The same phenomenon occurs for linear models: when we fix $d$ large and increase $n$, the error spikes near $n = d$ and then descends on both sides. This is an active area of research, and understanding when and why overparameterized models generalize well (sometimes called "benign overfitting") is one of the most important open questions in modern machine learning theory.

Key Takeaways

Generalization error ≠ training error: The generalization error measures expected performance on unseen data. Training error is typically too optimistic, especially for complex models, and should not be used as the sole criterion for model selection.
Generalization = estimation + irreducible noise: Under the standard regression model $Y = f^\star(X) + \varepsilon$, the generalization error equals the estimation error plus $\sigma^2$. Minimizing generalization error is equivalent to minimizing estimation error.
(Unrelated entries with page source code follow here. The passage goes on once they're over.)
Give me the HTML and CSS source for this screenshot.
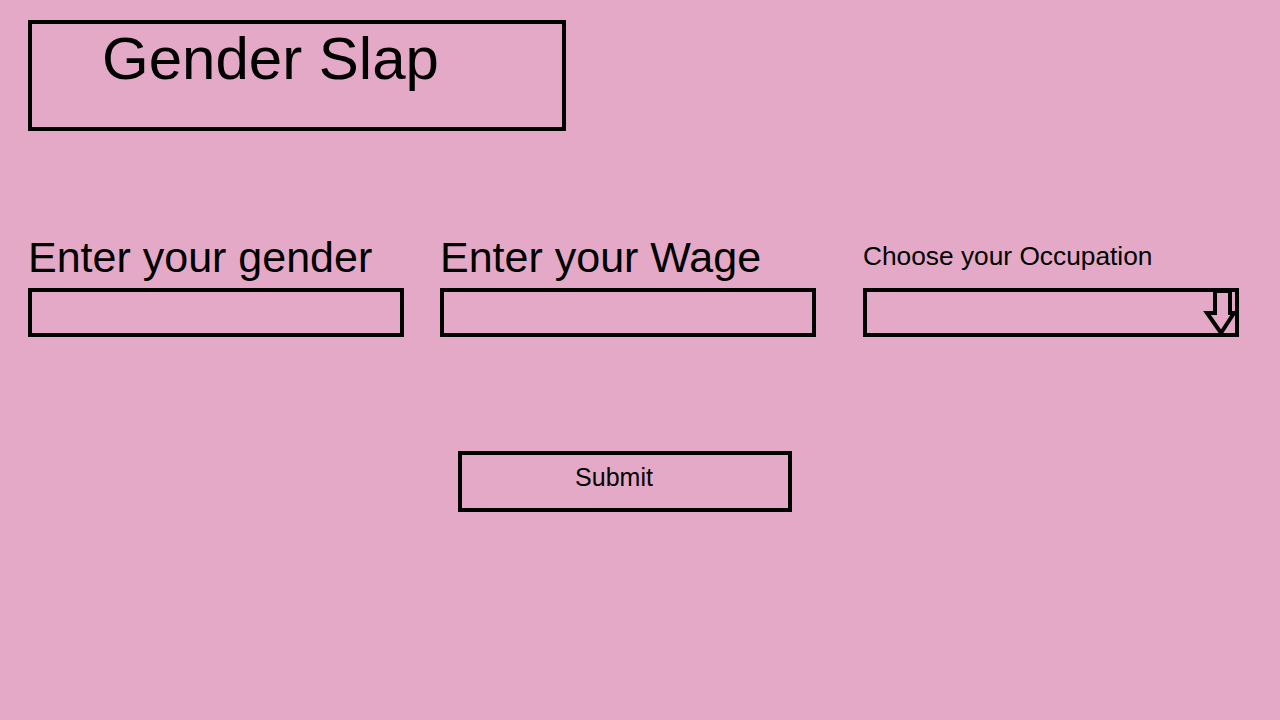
FILE: index.html
```html
<!DOCTYPE html>
<html>

<head>
  <title>Gender Slap</title>
  <link rel="stylesheet" href="styles.css">
</head>

<body>
  <div class="title-box">
    <h1>Gender Slap</h1>
  </div>

  <form id="slapForm">
    <div class="fields">
      <div class="field field-gender">
        <label for="gender">Enter your gender</label>
        <input type="text" id="gender" name="gender">
      </div>
      <div class="field field-wage">
        <label for="wage">Enter your Wage</label>
        <input type="text" id="wage" name="wage">
      </div>
      <div class="field field-job">
        <label for="job" class="small-label">Choose your Occupation</label>
        <div class="select-wrap">
          <select id="job" name="job">
            <option value=""></option>
          </select>
          <!-- hollow down arrow drawn over the select -->
          <svg class="select-arrow" width="36" height="48" viewBox="0 0 36 48">
            <polygon points="12,2 27,2 27,24 31,24 18,44 4,24 12,24" fill="none" stroke="#000" stroke-width="4" stroke-linejoin="miter" />
          </svg>
        </div>
      </div>
    </div>
    <button type="submit" class="submit-button">Submit</button>
  </form>
</body>

</html>
```
FILE: styles.css
```css
/* Gender Slap page */
body {
  margin: 0;
  font-family: "Liberation Sans", Arial, sans-serif;
  background-color: #e4a9c7;
  color: #000000;
}

.title-box {
  box-sizing: border-box;
  width: 538px;
  height: 111px;
  margin: 20px 0 0 28px;
  border: 4px solid #000000;
}

.title-box h1 {
  margin: 0;
  padding-left: 70px;
  font-size: 60px;
  font-weight: normal;
  line-height: 69px;
}

.fields {
  display: flex;
  align-items: flex-start;
  margin-top: 102px;
  padding-left: 28px;
}

.field {
  display: flex;
  flex-direction: column;
  width: 376px;
}

.field-wage {
  margin-left: 36px;
}

.field-job {
  margin-left: 47px;
}

.field label {
  display: block;
  font-size: 43px;
  line-height: 49px;
  margin-bottom: 6px;
}

.field label.small-label {
  font-size: 26.3px;
  line-height: 30px;
  margin-top: 8px;
  margin-bottom: 17px;
}

.field input,
.field select {
  box-sizing: border-box;
  width: 376px;
  height: 49px;
  margin: 0;
  border: 4px solid #000000;
  border-radius: 0;
  background-color: transparent;
  font-family: inherit;
  font-size: 20px;
  outline: none;
}

.field select {
  appearance: none;
  -webkit-appearance: none;
}

.select-wrap {
  position: relative;
  width: 376px;
}

.select-arrow {
  position: absolute;
  top: 1px;
  right: 0;
  pointer-events: none;
}

.submit-button {
  display: block;
  box-sizing: border-box;
  width: 334px;
  height: 61px;
  margin: 114px 0 0 458px;
  padding: 0 22px 8px 0;
  border: 4px solid #000000;
  border-radius: 0;
  background-color: transparent;
  font-family: inherit;
  font-size: 25px;
  color: #000000;
  cursor: pointer;
}
```
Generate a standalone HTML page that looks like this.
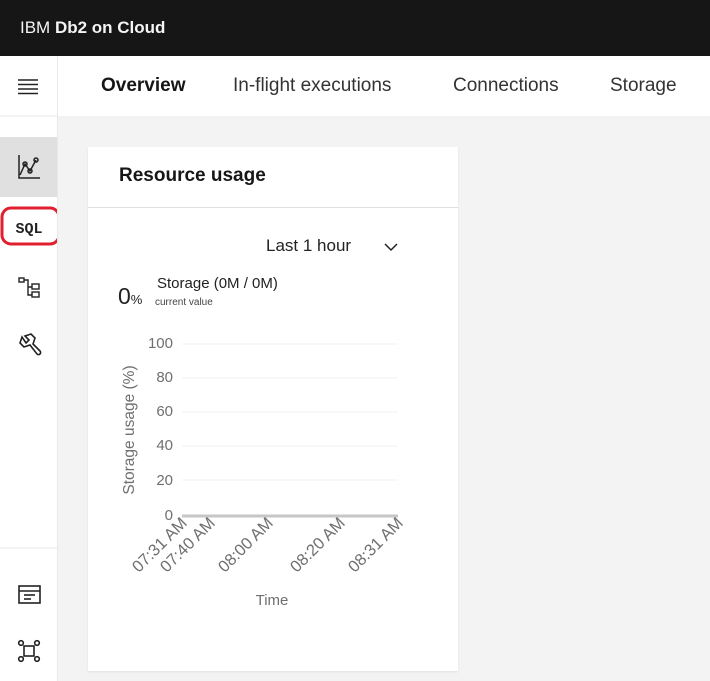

Sample size matters differently in two regimes: In the underparameterized setting ($n > d$), more data monotonically decreases estimation error. In the overparameterized setting ($n < d$), the error can spike near the interpolation threshold $n \approx d$, especially with noisy data.
The U-shaped generalization curve: As model complexity increases, training error always decreases, but generalization error first decreases (underfitting regime) and then increases (overfitting regime). The sweet spot in between is the goal.
Bias–variance decomposition explains the U-shape: The expected generalization error decomposes as $\text{Variance} + \text{Bias}^2 + \sigma^2$. Simple models have high bias/low variance; complex models have low bias/high variance. The optimal model balances both.
Double descent challenges classical wisdom: In highly overparameterized models (e.g., wide neural networks), generalization can improve again beyond the interpolation threshold, creating a second descent — an active area of current research.